Please see my comment at Talk:Kazakh tenge regarding your recent move of the page. Staecker 01:45, 17 January 2007 (UTC)

Guess?

I am sick and tired of you doing this to me. I take this as a very disrescpectful to me and other users. I am going to report you for misuse of your powers because you aren't letting me edit my own article. When I get this done, I don't want you to edit any of my articles again and stay out of the San Francisco Mayoral Election 2007 article. I want only locals to edit it not foreign users that don't know whats going on and doesn't know how to use American English. This is a warning and listen to it. --Gndawydiak 06:06, 17 January 2007 (UTC)

Treaty

I have created a treaty that you may want to look at it.

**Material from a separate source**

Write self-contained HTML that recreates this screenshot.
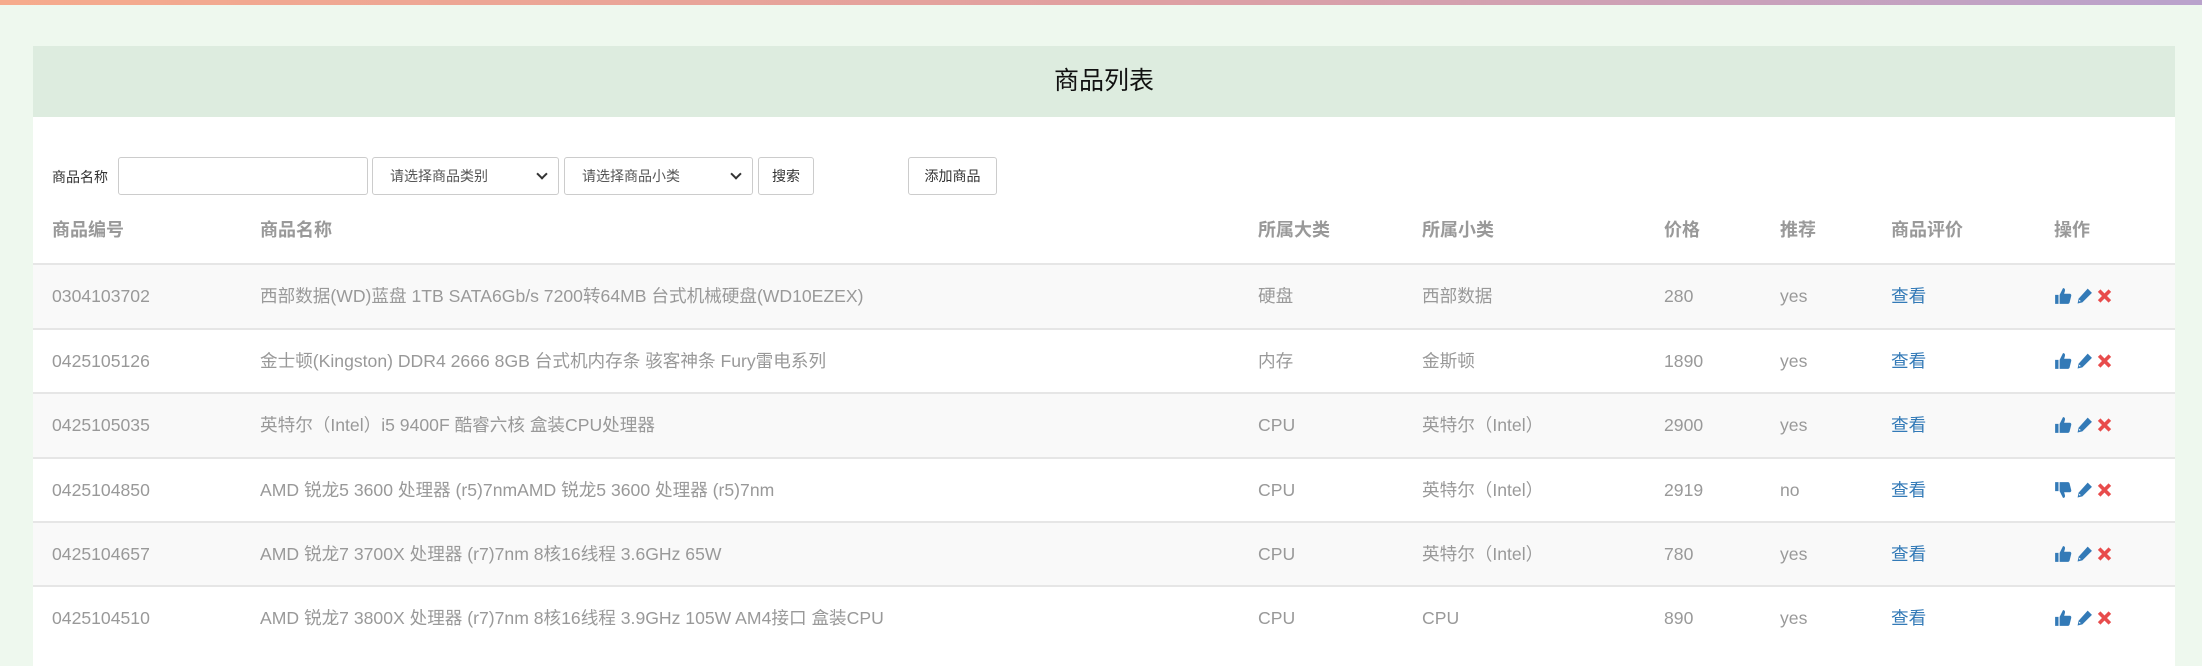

You can also contribute to it also but follow the instructions correctly. I am going to involve a third-party so they can make sure everything goes good. I want to get this behind us in a democratic way so I am ready to get this though. User:Gndawydiak/Treaty for Gndawydiak and Nightstallion --Gndawydiak 23:50, 17 January 2007 (UTC)

I think you make this far too formal, there's no real harm done. I don't see a problem with unprotecting the page right now as I'm quite sure you've seen by now that all election articles follow the title format I moved the article too, and I want to apologise for not explaining this clearly enough before taking protective measures. —Nightstallion (?) 13:24, 18 January 2007 (UTC)

Replied

I replied to you at Template talk:Serbian elections. --PaxEquilibrium 21:24, 18 January 2007 (UTC)

Hello

Regarding the article Ash (near Sandwich) - you have edited, have you got any green idea about the origin of the name? Eliko 23:57, 18 January 2007 (UTC)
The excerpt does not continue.